The company is keeping a watchful eye on EA’s new Access program on Xbox One, and Guillemot sees benefits beyond the revenue.
“I think it makes the publisher more important in the player’s mind,” he says. “Often, people are only interested in one brand from a publisher, so they don’t look for other brands. When you buy into something like Access, you can try other things for free and discover other things you like. It’s a way to make sure gamers can get more info on what we do and the diversity of our portfolio.”
Guillemot likens the idea of publisher “Access” subscriptions to television channels. “When you look on your console, you have many channels and you want that diversity,” he says. “Instead of saying everything’s in one place, we can say ‘Okay, try these channels: EA, Ubi, Activision.’
He sees programs like this as a way to increase diversity and attract new users to the consoles. Interestingly, Ubisoft hasn’t yet signed on with the only platform-level program yet. The company is not included in the PlayStation Now library. “We are still in the process of studying what it can do,” he explains. “We are open to any way that can give players access to our games. It has to work well and be a smooth experience.”
I agree with Guillemot. Having used EA Access for over a week now, it really does feel like “The EA channel” of video games. I might have gotten it for Battlefield 4, but I find myself playing not only Madden and FIFA occasionally, I also find myself playing Peggle 2 sometimes. I’d never buy Peggle 2 in a million years after I hated the first one so much. But god help me, it’s like Channel surfing, and it just happened to be on the EA channel, and I wasn’t intending to play it, but then I couldn’t stop…

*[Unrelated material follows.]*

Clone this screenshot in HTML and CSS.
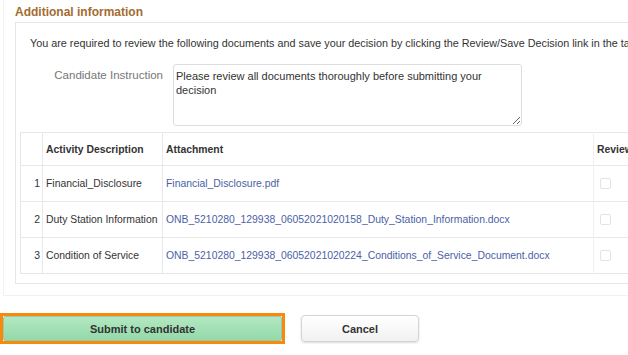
FILE: index.html
```html
<!DOCTYPE html>
<html>
<head>
    <meta charset="UTF-8">
    <title>Additional information</title>
    <link rel="stylesheet" href="styles.css">
</head>
<body>
    <div class="page">
        <div class="section">
            <h2 class="section-title">Additional information</h2>
            <div class="panel">
                <p class="intro">You are required to review the following documents and save your decision by clicking the Review/Save Decision link in the table below.</p>

                <div class="field-row">
                    <label class="field-label">Candidate Instruction</label>
                    <textarea class="instruction" readonly>Please review all documents thoroughly before submitting your decision</textarea>
                </div>

                <table class="docs">
                    <colgroup>
                        <col class="col-num">
                        <col class="col-activity">
                        <col class="col-attachment">
                        <col>
                    </colgroup>
                    <tr>
                        <th class="num"></th>
                        <th>Activity Description</th>
                        <th>Attachment</th>
                        <th>Reviewed</th>
                    </tr>
                    <tr>
                        <td class="num">1</td>
                        <td>Financial_Disclosure</td>
                        <td><a href="#">Financial_Disclosure.pdf</a></td>
                        <td class="review"><span class="box"></span></td>
                    </tr>
                    <tr>
                        <td class="num">2</td>
                        <td>Duty Station Information</td>
                        <td><a href="#">ONB_5210280_129938_06052021020158_Duty_Station_Information.docx</a></td>
                        <td class="review"><span class="box"></span></td>
                    </tr>
                    <tr>
                        <td class="num">3</td>
                        <td>Condition of Service</td>
                        <td><a href="#">ONB_5210280_129938_06052021020224_Conditions_of_Service_Document.docx</a></td>
                        <td class="review"><span class="box"></span></td>
                    </tr>
                </table>
            </div>
        </div>

        <div class="actions">
            <div class="focus-ring">
                <button class="btn btn-submit">Submit to candidate</button>
            </div>
            <button class="btn btn-cancel">Cancel</button>
        </div>
    </div>
</body>
</html>
```

FILE: styles.css
```css
body {
    margin: 0;
    padding: 0;
    background-color: #fff;
    font-family: "Liberation Sans", Arial, sans-serif;
    color: #333;
    overflow: hidden;
}

.page {
    width: 720px;
}

.section {
    margin-left: 3px;
    padding: 6px 0 11px 11px;
    border-left: 1px solid #f2f2f2;
    border-bottom: 1px solid #f2f2f2;
}

.section-title {
    margin: 0 0 3px 0;
    font-size: 12px;
    font-weight: bold;
    color: #a36c30;
    line-height: 13px;
}

.panel {
    border: 1px solid #e6e6e6;
    border-right: none;
    padding: 13px 0 9px 4px;
}

.intro {
    margin: 0 0 14px 10px;
    font-size: 10.8px;
    line-height: 14px;
    color: #333;
    white-space: nowrap;
}

.field-row {
    display: flex;
    align-items: flex-start;
    margin-bottom: 6px;
}

.field-label {
    width: 143px;
    text-align: right;
    padding-top: 5px;
    margin-right: 10px;
    font-size: 11.5px;
    color: #777;
}

.instruction {
    width: 343px;
    height: 52px;
    padding: 4px 2px;
    margin: 0;
    border: 1px solid #ddd;
    border-radius: 3px;
    font-family: "Liberation Sans", Arial, sans-serif;
    font-size: 11px;
    line-height: 14px;
    color: #333;
    resize: both;
}

.docs {
    border-collapse: collapse;
    table-layout: fixed;
    font-size: 10.4px;
    width: 700px;
    border: 1px solid #e6e6e6;
}

.col-num {
    width: 22px;
}

.col-activity {
    width: 120px;
}

.col-attachment {
    width: 431px;
}

.docs th,
.docs td {
    border-top: 1px solid #e8e8e8;
    text-align: left;
    padding: 0 3px;
    white-space: nowrap;
    overflow: hidden;
}

.docs th {
    height: 32px;
    font-weight: bold;
    color: #333;
}

.docs td {
    height: 35px;
    color: #333;
}

.docs .num {
    text-align: right;
    border-right: 1px solid #e8e8e8;
    padding: 0 2px 0 3px;
}

.docs td:nth-child(2),
.docs th:nth-child(2) {
    border-right: 1px solid #e8e8e8;
}

.docs th:nth-child(3),
.docs td:nth-child(3) {
    border-right: 1px solid #f0f0f0;
}

.docs a {
    color: #4b5fa6;
    text-decoration: none;
}

.docs .review {
    padding-left: 6px;
}

.box {
    display: inline-block;
    width: 9px;
    height: 9px;
    border: 1px solid #e3e3e3;
    border-radius: 2px;
    vertical-align: middle;
}

.actions {
    display: flex;
    align-items: center;
    margin-top: 17px;
}

.focus-ring {
    border: 3px solid #f7890f;
    padding: 0;
    margin-right: 16px;
}

.btn {
    font-family: "Liberation Sans", Arial, sans-serif;
    font-size: 11px;
    font-weight: bold;
    color: #333;
    cursor: pointer;
}

.btn-submit {
    display: block;
    width: 279px;
    height: 25px;
    border: 1px solid #9bc8a8;
    border-radius: 2px;
    background: linear-gradient(#b3e8c2, #93d9a8);
}

.btn-cancel {
    width: 118px;
    height: 27px;
    border: 1px solid #d4d4d4;
    border-radius: 4px;
    background: linear-gradient(#fff, #f1f1f1);
    box-shadow: 0 1px 2px rgba(0, 0, 0, 0.15);
}
```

Seriously though, since Ubisoft is my favorite publisher, I’d love to have the Ubisoft channel on here too. I’m a few Assassin’s Creed games behind the current ones anyway, so Ubisoft Access would be perfect for me. And I can imagine a lot more people getting access to Rayman Legends and discovering what a joy it is (not as good as Rayman Origins, but great nonetheless) if they have access to it through the Ubisoft Channel. Similarly, I’ve never tried the Just Dance games, but I imagine they might surprise me if I had access to the Ubisoft channel.
And I would probably subscribe to the Activision channel too, though I’d secretly hate myself for doing it.
Ugh. No. No publisher fragmentation. I want at most one subscription service like this. You start having individual ones for each publisher, the value proposition dwindles to almost nothing.
This isn’t really a logical argument. It’s not clear how the addition of multiple subscription services would dilute the value of existing subscription services, but even if it did, the prices of the services would change to reflect that dilution.
Simple. Right now, there’s PS+ or Xbox Live Gold, one per platform (although of course Live Gold didn’t offer free games until relatively recently). A wide variety of publishers contribute games to these services. If these publishers instead elect to run their own proprietary subscription services, you can bet they won’t also contribute to Plus or Gold, meaning more subscriptions for less games per subscription. And EA certainly isn’t charging less for this EA Access thing just because they have competition. Any more than Netflix is cheaper because HBO has decided to do their own thing instead of contributing content to Netflix.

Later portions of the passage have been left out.